OBJECTIVE: Using the data below, copy each line that includes the word "with".

[Some records]
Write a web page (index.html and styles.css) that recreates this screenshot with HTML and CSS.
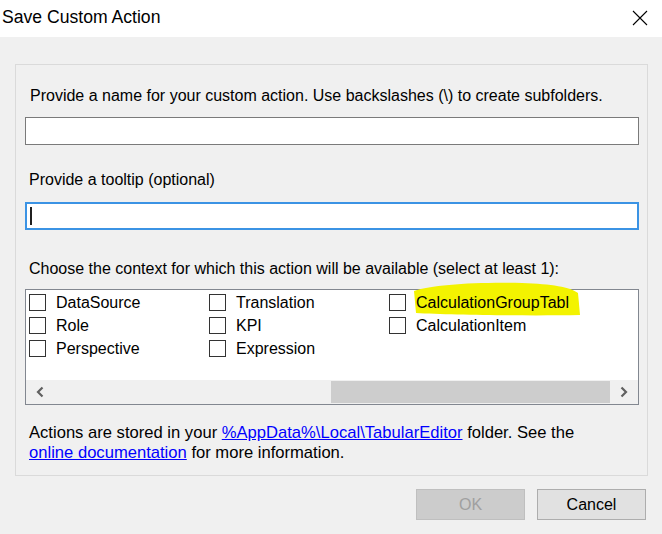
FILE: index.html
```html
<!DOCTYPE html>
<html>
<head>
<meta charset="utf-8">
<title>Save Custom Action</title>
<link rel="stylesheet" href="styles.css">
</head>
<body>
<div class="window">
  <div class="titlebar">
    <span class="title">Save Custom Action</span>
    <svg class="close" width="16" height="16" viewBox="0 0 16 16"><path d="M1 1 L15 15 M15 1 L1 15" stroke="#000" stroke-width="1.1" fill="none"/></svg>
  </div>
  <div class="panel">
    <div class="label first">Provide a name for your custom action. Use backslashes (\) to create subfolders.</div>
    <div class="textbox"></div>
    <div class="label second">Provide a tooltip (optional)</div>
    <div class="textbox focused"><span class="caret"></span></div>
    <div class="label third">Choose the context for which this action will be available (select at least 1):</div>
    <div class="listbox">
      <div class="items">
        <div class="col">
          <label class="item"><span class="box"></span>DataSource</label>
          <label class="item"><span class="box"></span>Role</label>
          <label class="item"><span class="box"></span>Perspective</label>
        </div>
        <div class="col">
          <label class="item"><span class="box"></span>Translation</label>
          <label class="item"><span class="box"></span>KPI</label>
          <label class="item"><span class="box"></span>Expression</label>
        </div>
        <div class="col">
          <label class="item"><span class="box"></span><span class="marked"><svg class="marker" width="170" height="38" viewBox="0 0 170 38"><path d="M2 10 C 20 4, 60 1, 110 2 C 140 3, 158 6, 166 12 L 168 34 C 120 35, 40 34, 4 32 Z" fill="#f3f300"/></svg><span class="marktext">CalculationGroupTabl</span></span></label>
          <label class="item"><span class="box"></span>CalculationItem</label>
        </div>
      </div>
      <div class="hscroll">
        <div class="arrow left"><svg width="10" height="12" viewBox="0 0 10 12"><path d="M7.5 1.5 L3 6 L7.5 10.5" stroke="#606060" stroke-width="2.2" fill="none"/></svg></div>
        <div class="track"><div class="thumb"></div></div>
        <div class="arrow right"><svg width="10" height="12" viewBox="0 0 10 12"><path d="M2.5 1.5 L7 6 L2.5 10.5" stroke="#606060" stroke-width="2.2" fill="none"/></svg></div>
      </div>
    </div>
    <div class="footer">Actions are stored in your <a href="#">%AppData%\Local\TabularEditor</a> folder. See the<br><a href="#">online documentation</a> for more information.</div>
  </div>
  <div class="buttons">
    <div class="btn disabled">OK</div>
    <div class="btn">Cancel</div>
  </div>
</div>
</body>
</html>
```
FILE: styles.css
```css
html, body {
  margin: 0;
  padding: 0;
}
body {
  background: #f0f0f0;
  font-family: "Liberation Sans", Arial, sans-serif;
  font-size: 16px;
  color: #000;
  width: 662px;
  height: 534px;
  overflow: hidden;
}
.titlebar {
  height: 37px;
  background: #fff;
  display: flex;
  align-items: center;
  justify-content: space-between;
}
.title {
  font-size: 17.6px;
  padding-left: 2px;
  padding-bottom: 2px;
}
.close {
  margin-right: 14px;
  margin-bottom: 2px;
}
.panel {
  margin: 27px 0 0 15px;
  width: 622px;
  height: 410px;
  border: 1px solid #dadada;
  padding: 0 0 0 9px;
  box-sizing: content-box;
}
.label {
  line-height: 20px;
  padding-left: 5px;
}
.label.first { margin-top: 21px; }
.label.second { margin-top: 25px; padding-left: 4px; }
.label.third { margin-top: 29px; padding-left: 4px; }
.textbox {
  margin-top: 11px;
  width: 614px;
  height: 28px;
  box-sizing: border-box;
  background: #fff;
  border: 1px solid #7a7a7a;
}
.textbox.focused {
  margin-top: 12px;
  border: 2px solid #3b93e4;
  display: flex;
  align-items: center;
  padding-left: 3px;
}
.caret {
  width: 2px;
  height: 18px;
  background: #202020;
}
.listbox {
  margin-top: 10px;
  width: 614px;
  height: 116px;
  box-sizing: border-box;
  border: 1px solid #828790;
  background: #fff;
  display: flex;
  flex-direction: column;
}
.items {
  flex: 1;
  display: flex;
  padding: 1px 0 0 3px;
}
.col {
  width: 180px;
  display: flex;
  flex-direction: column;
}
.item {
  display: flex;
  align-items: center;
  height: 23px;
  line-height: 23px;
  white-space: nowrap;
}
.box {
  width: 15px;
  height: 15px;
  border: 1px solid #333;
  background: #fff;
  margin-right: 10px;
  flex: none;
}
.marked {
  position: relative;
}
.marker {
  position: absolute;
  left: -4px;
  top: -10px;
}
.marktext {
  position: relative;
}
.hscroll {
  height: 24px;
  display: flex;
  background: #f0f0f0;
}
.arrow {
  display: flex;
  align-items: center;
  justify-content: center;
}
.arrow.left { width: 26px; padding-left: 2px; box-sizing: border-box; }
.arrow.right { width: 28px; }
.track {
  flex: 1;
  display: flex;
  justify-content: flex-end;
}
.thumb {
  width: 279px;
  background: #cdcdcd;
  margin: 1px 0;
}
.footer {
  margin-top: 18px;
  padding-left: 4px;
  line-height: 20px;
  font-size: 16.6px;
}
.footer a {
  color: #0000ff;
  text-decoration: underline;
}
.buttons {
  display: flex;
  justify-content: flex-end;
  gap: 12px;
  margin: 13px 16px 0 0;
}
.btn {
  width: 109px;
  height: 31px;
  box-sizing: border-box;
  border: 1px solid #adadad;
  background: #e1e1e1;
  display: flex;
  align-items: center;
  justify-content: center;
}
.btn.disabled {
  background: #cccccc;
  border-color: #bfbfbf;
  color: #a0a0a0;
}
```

* * *

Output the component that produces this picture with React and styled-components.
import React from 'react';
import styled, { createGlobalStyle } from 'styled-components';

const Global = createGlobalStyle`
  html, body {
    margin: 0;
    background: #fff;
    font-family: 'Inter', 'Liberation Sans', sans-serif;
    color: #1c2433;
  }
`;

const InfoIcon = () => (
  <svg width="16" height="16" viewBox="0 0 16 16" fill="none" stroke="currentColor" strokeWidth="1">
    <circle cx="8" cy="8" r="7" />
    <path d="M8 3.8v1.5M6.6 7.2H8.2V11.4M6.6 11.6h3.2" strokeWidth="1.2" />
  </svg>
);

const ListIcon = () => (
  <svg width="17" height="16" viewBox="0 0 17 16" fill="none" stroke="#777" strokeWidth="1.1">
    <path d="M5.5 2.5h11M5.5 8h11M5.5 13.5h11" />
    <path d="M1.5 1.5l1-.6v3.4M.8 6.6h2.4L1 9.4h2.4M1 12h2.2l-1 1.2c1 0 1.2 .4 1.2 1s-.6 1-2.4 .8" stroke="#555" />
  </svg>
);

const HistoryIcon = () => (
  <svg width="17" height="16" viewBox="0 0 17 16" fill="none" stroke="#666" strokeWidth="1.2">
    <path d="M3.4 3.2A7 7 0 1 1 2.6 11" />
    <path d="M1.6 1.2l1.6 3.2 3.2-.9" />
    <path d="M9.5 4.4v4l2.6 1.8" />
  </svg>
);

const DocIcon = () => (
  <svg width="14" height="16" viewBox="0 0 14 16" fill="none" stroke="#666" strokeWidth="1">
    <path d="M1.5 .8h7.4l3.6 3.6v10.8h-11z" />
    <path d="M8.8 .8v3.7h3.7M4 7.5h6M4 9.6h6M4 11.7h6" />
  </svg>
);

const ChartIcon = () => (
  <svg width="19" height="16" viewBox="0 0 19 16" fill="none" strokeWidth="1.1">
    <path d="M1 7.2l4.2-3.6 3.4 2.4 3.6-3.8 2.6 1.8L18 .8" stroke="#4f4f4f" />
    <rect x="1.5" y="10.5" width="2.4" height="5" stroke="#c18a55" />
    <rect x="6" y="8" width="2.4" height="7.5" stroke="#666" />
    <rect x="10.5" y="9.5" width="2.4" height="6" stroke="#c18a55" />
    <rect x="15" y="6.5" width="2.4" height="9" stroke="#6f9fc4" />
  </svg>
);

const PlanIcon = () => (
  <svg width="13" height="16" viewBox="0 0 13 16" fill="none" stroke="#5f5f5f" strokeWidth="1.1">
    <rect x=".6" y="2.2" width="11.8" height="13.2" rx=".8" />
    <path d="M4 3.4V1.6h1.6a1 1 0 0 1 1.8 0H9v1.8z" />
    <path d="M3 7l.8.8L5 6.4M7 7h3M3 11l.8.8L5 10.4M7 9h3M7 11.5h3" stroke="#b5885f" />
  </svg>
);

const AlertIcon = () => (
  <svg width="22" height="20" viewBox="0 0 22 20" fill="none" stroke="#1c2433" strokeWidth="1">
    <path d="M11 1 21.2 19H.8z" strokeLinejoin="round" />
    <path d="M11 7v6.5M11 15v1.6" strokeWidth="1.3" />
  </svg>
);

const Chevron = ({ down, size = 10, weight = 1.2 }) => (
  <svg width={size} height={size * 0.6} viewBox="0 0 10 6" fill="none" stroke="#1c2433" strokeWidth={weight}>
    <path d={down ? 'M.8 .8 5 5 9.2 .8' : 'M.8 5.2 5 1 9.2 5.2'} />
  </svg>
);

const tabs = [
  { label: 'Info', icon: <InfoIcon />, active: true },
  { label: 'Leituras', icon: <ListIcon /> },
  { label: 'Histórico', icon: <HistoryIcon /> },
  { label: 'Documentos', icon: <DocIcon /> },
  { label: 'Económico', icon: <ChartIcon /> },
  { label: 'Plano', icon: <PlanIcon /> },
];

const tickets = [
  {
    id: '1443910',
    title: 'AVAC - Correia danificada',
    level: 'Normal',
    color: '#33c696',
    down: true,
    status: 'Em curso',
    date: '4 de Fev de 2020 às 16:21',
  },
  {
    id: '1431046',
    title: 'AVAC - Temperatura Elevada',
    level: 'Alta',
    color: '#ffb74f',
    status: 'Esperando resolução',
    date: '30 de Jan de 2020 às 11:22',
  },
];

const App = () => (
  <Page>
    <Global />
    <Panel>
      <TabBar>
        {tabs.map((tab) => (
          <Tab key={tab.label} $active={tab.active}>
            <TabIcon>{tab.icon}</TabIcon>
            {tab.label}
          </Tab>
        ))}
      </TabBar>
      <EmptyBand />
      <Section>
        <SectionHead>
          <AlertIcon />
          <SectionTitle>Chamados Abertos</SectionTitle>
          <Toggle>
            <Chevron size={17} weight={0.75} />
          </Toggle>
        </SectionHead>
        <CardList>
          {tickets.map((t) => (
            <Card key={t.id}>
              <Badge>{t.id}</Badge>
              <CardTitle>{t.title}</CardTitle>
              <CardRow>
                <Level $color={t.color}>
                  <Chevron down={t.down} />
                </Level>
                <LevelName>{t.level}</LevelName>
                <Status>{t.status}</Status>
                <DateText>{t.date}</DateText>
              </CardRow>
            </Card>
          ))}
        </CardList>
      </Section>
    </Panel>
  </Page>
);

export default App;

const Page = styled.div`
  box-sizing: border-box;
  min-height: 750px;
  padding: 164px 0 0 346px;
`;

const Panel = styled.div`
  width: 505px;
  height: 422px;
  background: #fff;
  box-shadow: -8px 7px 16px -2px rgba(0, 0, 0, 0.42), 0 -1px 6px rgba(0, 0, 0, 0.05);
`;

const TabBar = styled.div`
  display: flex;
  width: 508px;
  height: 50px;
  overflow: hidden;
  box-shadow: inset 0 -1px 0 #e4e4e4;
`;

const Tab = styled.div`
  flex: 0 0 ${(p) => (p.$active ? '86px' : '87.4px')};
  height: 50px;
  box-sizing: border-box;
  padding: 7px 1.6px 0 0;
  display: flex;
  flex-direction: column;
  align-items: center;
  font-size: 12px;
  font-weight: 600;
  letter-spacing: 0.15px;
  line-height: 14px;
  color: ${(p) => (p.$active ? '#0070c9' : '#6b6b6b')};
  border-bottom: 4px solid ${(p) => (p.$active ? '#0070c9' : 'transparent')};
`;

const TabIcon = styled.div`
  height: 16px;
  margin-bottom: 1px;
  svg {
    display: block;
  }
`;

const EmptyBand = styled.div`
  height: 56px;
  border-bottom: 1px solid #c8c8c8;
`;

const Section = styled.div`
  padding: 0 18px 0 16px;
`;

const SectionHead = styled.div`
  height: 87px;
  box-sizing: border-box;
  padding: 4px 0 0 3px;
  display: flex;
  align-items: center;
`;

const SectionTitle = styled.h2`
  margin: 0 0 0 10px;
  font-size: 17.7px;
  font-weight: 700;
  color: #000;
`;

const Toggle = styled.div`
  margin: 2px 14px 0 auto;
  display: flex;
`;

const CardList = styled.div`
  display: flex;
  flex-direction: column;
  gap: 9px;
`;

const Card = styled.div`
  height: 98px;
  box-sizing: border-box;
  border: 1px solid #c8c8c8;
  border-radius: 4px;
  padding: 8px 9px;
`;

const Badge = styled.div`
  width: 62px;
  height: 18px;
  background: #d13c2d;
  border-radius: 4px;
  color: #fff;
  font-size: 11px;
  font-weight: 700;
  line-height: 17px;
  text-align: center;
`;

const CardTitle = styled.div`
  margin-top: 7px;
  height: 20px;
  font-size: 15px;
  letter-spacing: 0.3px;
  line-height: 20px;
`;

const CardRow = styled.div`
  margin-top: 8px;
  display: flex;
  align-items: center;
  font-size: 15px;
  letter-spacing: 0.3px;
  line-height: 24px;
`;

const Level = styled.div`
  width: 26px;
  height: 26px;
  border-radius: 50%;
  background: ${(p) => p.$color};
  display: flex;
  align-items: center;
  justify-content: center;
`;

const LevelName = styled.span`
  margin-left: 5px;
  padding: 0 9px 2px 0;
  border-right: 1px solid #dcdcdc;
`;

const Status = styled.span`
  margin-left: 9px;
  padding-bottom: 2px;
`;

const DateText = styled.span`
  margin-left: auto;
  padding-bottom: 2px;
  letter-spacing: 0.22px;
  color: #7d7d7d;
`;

OUTPUT OF THE EXERCISE:
Write a web page (index.html and styles.css) that recreates this screenshot with HTML and CSS.
Output the component that produces this picture with React and styled-components.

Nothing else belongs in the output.